▶ **Short problem**:
Starting at the first line of the entries below, restate each line exactly until you reach the line with "const NAMES = ['Jon", and print that one too. Leave the pictures out and stop there.

▶ **Supplied material**:
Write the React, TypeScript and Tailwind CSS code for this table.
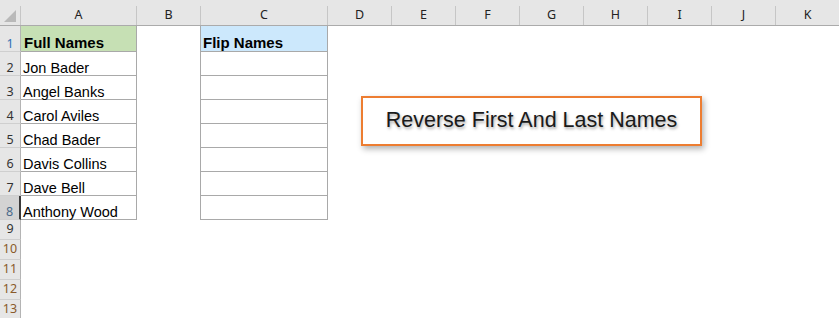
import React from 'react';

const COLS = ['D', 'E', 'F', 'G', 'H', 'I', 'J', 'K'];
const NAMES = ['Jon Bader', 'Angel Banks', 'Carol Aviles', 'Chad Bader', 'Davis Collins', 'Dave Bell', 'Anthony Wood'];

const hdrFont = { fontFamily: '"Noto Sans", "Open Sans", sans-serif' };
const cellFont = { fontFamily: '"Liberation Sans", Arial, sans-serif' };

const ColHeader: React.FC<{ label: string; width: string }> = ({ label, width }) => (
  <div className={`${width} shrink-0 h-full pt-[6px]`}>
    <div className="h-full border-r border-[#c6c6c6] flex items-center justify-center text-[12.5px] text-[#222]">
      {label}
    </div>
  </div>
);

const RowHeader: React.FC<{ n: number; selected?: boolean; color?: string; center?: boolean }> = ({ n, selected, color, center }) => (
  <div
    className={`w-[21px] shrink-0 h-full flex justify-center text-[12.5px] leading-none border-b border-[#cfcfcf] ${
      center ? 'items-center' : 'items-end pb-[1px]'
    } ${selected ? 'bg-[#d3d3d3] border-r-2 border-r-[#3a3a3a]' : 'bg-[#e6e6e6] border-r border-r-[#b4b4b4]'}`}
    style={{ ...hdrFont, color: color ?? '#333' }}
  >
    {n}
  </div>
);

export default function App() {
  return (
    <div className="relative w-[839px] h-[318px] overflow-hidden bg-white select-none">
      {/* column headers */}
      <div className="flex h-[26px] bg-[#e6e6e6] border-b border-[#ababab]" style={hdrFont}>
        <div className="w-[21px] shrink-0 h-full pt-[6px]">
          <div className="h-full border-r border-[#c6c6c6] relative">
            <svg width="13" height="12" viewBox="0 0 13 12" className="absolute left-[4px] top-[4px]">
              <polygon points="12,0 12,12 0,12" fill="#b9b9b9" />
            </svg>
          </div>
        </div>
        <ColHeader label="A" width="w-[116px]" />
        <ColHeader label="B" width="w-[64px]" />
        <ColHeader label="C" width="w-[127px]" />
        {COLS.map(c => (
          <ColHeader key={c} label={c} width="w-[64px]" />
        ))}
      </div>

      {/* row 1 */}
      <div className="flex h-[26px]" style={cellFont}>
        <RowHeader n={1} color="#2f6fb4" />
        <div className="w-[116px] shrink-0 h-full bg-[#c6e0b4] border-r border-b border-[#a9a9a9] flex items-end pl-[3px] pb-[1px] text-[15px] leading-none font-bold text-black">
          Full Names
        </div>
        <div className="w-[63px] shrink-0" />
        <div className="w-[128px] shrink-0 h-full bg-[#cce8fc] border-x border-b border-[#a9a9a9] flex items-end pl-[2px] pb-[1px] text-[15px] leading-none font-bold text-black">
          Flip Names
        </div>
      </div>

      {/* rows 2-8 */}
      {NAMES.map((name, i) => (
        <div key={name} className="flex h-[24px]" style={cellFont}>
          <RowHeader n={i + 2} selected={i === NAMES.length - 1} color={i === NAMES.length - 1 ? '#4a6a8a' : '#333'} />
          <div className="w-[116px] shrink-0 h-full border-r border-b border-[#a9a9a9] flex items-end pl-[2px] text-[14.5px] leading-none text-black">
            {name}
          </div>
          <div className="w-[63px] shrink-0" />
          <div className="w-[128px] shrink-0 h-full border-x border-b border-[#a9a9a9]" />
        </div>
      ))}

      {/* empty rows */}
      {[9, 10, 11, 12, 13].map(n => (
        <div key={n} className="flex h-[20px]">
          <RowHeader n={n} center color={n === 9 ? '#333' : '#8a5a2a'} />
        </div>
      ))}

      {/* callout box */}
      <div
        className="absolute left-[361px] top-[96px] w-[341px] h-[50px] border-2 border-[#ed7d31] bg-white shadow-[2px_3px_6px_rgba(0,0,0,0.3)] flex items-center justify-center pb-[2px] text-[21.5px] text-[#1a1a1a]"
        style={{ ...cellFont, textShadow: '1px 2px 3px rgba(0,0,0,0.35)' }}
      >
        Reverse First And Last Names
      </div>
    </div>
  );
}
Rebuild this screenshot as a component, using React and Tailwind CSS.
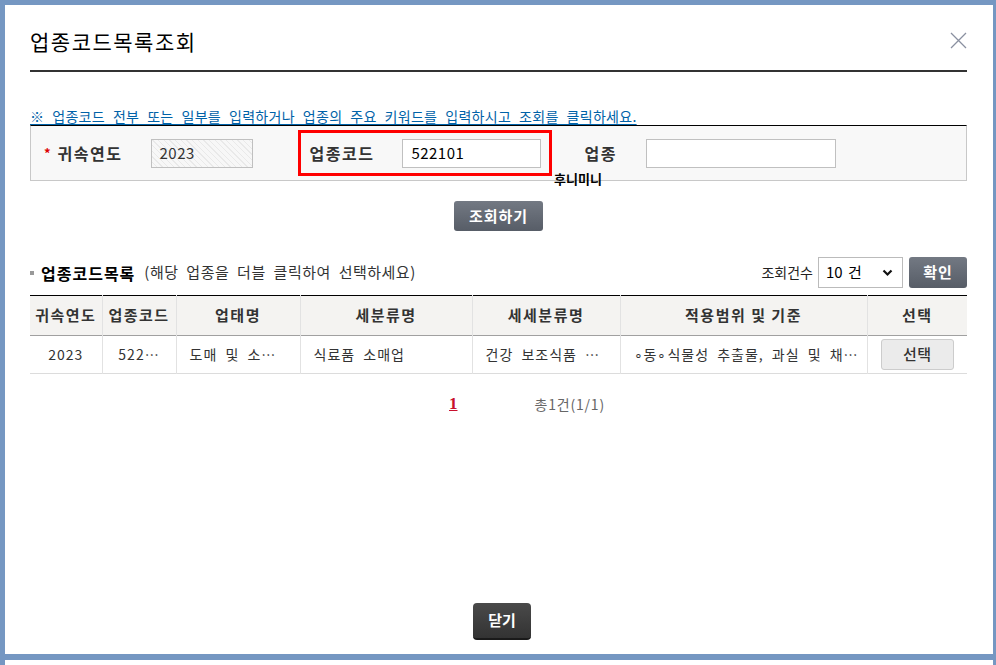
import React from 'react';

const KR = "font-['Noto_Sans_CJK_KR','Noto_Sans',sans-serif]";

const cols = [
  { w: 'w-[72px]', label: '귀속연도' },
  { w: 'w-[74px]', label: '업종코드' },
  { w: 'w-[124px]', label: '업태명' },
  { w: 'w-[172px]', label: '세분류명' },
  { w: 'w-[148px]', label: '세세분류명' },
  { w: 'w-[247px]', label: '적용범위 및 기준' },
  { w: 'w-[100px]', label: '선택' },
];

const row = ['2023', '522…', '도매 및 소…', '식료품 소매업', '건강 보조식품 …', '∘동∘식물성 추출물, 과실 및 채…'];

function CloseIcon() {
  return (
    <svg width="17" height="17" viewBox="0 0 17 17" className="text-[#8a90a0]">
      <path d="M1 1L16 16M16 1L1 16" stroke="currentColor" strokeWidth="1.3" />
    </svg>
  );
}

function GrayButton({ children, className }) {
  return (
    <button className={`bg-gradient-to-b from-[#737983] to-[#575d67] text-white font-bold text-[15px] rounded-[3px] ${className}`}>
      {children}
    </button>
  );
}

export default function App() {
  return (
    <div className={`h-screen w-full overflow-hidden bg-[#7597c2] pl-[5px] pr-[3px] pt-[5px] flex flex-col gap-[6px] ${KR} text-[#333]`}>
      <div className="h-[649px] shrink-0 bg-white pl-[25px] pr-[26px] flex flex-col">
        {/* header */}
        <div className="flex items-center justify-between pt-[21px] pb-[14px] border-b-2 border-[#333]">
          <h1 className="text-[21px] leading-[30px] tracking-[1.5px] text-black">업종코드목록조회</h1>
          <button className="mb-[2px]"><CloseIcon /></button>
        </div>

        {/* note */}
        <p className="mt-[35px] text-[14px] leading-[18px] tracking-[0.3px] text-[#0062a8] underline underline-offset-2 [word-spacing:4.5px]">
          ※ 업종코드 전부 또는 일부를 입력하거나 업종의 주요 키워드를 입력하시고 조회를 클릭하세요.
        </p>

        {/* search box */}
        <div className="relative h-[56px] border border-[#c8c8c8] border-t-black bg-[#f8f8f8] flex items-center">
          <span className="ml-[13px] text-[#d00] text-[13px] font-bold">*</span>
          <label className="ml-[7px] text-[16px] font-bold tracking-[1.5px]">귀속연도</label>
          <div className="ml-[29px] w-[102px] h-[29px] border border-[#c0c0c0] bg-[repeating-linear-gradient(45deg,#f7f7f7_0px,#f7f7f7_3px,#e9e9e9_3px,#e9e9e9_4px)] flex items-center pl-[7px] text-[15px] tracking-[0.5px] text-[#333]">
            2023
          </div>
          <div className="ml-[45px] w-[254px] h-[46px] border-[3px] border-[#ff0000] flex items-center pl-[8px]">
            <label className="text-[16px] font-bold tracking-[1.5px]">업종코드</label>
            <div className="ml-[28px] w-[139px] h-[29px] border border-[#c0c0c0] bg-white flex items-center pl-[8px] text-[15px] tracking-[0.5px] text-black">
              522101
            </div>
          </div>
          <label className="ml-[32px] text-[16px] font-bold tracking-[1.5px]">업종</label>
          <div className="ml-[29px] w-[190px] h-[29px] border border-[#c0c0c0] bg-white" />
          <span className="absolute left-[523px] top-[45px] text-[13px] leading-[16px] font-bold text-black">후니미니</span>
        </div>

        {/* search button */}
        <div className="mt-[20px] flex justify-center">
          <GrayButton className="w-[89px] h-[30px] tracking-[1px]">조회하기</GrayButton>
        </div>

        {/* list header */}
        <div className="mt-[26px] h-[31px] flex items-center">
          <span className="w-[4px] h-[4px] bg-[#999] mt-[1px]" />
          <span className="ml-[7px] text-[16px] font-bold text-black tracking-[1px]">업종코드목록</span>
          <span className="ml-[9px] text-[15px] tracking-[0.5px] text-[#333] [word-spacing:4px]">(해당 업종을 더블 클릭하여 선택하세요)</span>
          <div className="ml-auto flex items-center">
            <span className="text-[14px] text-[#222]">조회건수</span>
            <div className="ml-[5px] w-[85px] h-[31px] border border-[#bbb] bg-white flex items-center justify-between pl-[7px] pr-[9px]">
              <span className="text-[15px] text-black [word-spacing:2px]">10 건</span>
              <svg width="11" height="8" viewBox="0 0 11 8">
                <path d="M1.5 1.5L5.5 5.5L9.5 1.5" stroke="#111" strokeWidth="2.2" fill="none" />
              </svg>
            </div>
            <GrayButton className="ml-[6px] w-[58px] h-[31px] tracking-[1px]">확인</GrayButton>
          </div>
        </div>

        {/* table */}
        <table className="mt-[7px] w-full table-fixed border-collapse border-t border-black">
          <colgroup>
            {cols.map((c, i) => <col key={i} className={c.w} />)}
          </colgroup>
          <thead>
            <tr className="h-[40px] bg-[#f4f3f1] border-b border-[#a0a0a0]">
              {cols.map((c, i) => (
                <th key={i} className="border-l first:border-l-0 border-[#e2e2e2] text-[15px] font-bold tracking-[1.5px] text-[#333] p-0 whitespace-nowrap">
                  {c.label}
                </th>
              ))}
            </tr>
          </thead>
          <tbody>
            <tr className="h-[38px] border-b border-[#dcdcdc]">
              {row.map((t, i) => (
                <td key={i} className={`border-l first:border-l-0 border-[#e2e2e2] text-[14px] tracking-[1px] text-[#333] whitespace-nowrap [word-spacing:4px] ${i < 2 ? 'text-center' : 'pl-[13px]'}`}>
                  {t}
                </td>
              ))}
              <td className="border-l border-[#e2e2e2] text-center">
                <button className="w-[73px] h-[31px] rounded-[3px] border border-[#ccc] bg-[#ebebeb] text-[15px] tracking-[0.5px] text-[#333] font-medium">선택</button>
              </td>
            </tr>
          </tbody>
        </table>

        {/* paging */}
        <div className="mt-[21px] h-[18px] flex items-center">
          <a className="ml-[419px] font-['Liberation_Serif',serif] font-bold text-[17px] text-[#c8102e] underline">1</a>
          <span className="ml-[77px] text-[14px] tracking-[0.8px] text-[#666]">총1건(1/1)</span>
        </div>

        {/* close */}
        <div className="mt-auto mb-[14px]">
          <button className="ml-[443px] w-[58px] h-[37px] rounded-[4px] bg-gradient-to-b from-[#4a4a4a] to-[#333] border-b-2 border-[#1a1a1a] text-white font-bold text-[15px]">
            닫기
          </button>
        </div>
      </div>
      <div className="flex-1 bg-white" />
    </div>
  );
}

▶ **Completed task**:
Write the React, TypeScript and Tailwind CSS code for this table.
import React from 'react';

const COLS = ['D', 'E', 'F', 'G', 'H', 'I', 'J', 'K'];
const NAMES = ['Jon Bader', 'Angel Banks', 'Carol Aviles', 'Chad Bader', 'Davis Collins', 'Dave Bell', 'Anthony Wood'];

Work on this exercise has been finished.